Business and Financial Law

What Is a Hypothecation Agreement and How It Works

Hypothecation lets you secure a loan with collateral you keep using — learn how these agreements work, what creditor priority means, and what happens if you default.

A hypothecation agreement is a contract that lets you pledge an asset as collateral for a loan while keeping possession of it. You sign over a security interest, not the asset itself, so you can keep driving the car, living in the house, or running the business while the lender holds a legal claim that activates only if you default.1Legal Information Institute. Hypothecate The agreement is the document that spells out exactly what the lender can do with that claim and under what circumstances.

How a Hypothecation Agreement Works

The core idea is separating a security interest from physical possession. You keep using the asset, and the lender gets a legally enforceable fallback if you stop paying. A car loan is a clean example: the bank holds a lien on the vehicle title, but the car sits in your driveway and you drive it to work every day.1Legal Information Institute. Hypothecate

This arrangement benefits both sides. You retain the income-producing or operationally essential asset, which helps you generate the cash flow to repay the loan. The lender gets a legal safety net, which usually translates to a lower interest rate than you would get with an unsecured loan. The hypothecation agreement formalizes this trade-off by identifying the collateral, defining your obligations, and spelling out what counts as a default.

For the lender’s claim to mean anything against other creditors or in a bankruptcy, though, the security interest has to go through an additional legal step called perfection, covered below.

Where Hypothecation Shows Up

Mortgages

The most familiar form of hypothecation is a home mortgage. You pledge the property to the lender, who records a lien against the title. You live in the house, maintain it, and build equity over time, but the lender can foreclose if you stop making payments. Every standard residential mortgage is a hypothecation agreement at its core.

Margin Trading Accounts

When you open a margin account at a brokerage and borrow money to buy stocks, the securities in your account serve as collateral for that loan. Federal Reserve Regulation T requires you to put up at least 50 percent of the purchase price when you buy on margin.2U.S. Securities and Exchange Commission. Understanding Margin Accounts After the initial purchase, your brokerage enforces ongoing maintenance requirements. If your account equity drops below the required threshold, the brokerage can issue a margin call demanding additional funds or sell the securities outright to cover the shortfall.

Commercial Finance

Businesses routinely hypothecate inventory and accounts receivable to secure working capital loans. A manufacturer, for instance, can pledge its warehouse stock to a lender while continuing to sell those goods in the normal course of business. The lender holds a “floating” claim that attaches to whatever inventory is on hand at any given time. Accounts receivable financing works the same way: the business pledges its outstanding invoices but continues collecting payments from customers.

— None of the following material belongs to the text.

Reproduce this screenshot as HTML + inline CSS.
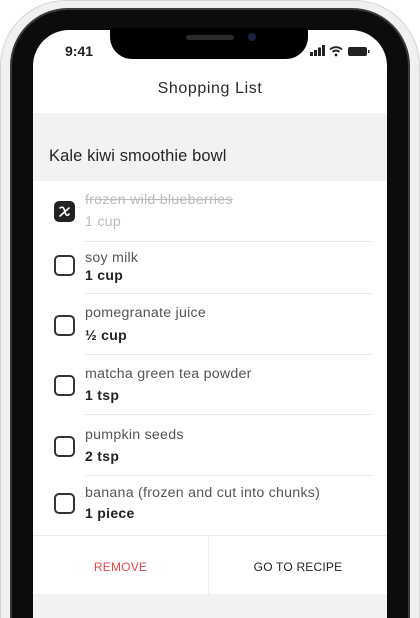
<!DOCTYPE html>
<html><head><style>
*{margin:0;padding:0;box-sizing:border-box}
html,body{width:420px;height:618px;overflow:hidden}
body{background:#fff;font-family:"Liberation Sans",sans-serif}
.wrap{position:relative;width:420px;height:618px;overflow:hidden}
.outer{position:absolute;left:0;top:0;width:420px;height:618px;border-radius:66px 66px 0 0;background:#f0f0f0;border:1px solid #d4d4d4;border-bottom:none}
.bezel{position:absolute;left:10px;top:8px;width:400px;height:610px;border-radius:58px 58px 0 0;background:#0c0c0c;border:2px solid #3a3a3a;border-bottom:none}
.screen{position:absolute;left:33px;top:30px;width:354px;height:588px;border-radius:36px 36px 0 0;background:#fff;overflow:hidden}
.notch{position:absolute;left:110px;top:28px;width:198px;height:31px;background:#000;border-radius:0 0 22px 22px}
.spk{position:absolute;left:186px;top:35px;width:48px;height:5px;border-radius:3px;background:#2a2a2a}
.cam{position:absolute;left:248px;top:33px;width:8px;height:8px;border-radius:50%;background:#1a2440}
.abs{position:absolute}
.time{left:65px;top:43px;font-weight:bold;font-size:14px;color:#222}
.hdr{left:33px;top:80px;width:354px;text-align:center;font-size:16px;color:#2a2a2a;letter-spacing:.6px}
.band{left:33px;top:113px;width:354px;height:68px;background:#f1f2f4}
.band2{left:33px;top:594px;width:354px;height:24px;background:#f1f2f4}
.title{left:49px;top:147px;font-size:16.5px;color:#252525;letter-spacing:.1px}
.cb{left:54px;width:21px;height:21px;border:2px solid #333;border-radius:5px}
.nm{left:85px;font-size:14.2px;color:#555;letter-spacing:.25px}
.qt{left:85px;font-size:14px;font-weight:bold;color:#222;letter-spacing:.3px}
.sep{left:85px;width:287px;height:1px;background:#e8e8e8}
.btns{left:33px;top:535px;width:354px;height:59px;border-top:1px solid #ececec}
.btns div{position:absolute;top:0;height:59px;line-height:62px;font-size:12px;text-align:center;letter-spacing:.2px}
</style></head><body><div class="wrap">
<div class="outer"></div>
<div class="bezel"></div>
<div class="screen"></div>
<div class="notch"></div><div class="spk"></div><div class="cam"></div>
<div class="abs time">9:41</div>
<svg class="abs" style="left:310px;top:45px" width="64" height="12">
<rect x="0" y="7" width="3" height="4" fill="#222"/><rect x="4" y="5" width="3" height="6" fill="#222"/><rect x="8" y="2.5" width="3" height="8.5" fill="#222"/><rect x="12" y="0" width="3" height="11" fill="#222"/>
<path d="M20 4.5a9 9 0 0 1 12 0M22.5 7a5 5 0 0 1 7 0" stroke="#222" stroke-width="1.8" fill="none"/><circle cx="26" cy="10" r="1.4" fill="#222"/>
<rect x="38" y="2" width="19" height="9" rx="2" fill="#222"/><rect x="58" y="5" width="1.5" height="3" fill="#222"/>
</svg>
<div class="abs hdr">Shopping List</div>
<div class="abs band"></div>
<div class="abs title">Kale kiwi smoothie bowl</div>

<div class="abs" style="left:54px;top:201px;width:21px;height:21px;border-radius:5px;background:#222"></div>
<svg class="abs" style="left:54px;top:201px" width="21" height="21"><path d="M6 7c3-2 4 0 5 4s3 4 4 2M15 7l-9 8" stroke="#fff" stroke-width="1.6" fill="none" stroke-linecap="round"/></svg>
<div class="abs nm" style="top:192px;color:#bbb;text-decoration:line-through">frozen wild blueberries</div>
<div class="abs nm" style="top:214px;color:#bbb">1 cup</div>
<div class="abs sep" style="top:241px"></div>

<div class="abs cb" style="top:255px"></div>
<div class="abs nm" style="top:250px">soy milk</div>
<div class="abs qt" style="top:267px">1 cup</div>
<div class="abs sep" style="top:293px"></div>

<div class="abs cb" style="top:315px"></div>
<div class="abs nm" style="top:305px">pomegranate juice</div>
<div class="abs qt" style="top:327px">½ cup</div>
<div class="abs sep" style="top:354px"></div>

<div class="abs cb" style="top:375px"></div>
<div class="abs nm" style="top:366px">matcha green tea powder</div>
<div class="abs qt" style="top:387px">1 tsp</div>
<div class="abs sep" style="top:414px"></div>

<div class="abs cb" style="top:436px"></div>
<div class="abs nm" style="top:427px">pumpkin seeds</div>
<div class="abs qt" style="top:448px">2 tsp</div>
<div class="abs sep" style="top:475px"></div>

<div class="abs cb" style="top:493px"></div>
<div class="abs nm" style="top:485px">banana (frozen and cut into chunks)</div>
<div class="abs qt" style="top:505px">1 piece</div>

<div class="abs btns">
<div style="left:0;width:176px;color:#e04848;border-right:1px solid #ececec">REMOVE</div>
<div style="left:176px;width:178px;color:#222">GO TO RECIPE</div>
</div>
<div class="abs band2"></div>
</div></body></html>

Key Terms Inside a Hypothecation Agreement

A well-drafted agreement covers several essential points. The specifics vary by lender and transaction type, but these are the provisions that matter most.

  • Collateral description: The agreement must identify the pledged assets clearly enough that a reasonable person can tell what’s covered. Under the Uniform Commercial Code, a description can use a specific listing, a category, a formula, or another method that makes the collateral objectively identifiable. Broad catch-alls like “all of the borrower’s assets” are not sufficient. For real estate, this means the property address and legal description. For a vehicle, it means the VIN.3Legal Information Institute. Uniform Commercial Code 9-108 – Sufficiency of Description
  • Borrower covenants: These are the promises you make as part of the deal. Common ones include maintaining adequate insurance, not placing additional liens on the collateral, and submitting periodic reports on the asset’s condition or value.
  • Events of default: The agreement lists the triggers that let the lender enforce its claim. Missed payments are the obvious one, but breaching a covenant or filing for bankruptcy also qualify.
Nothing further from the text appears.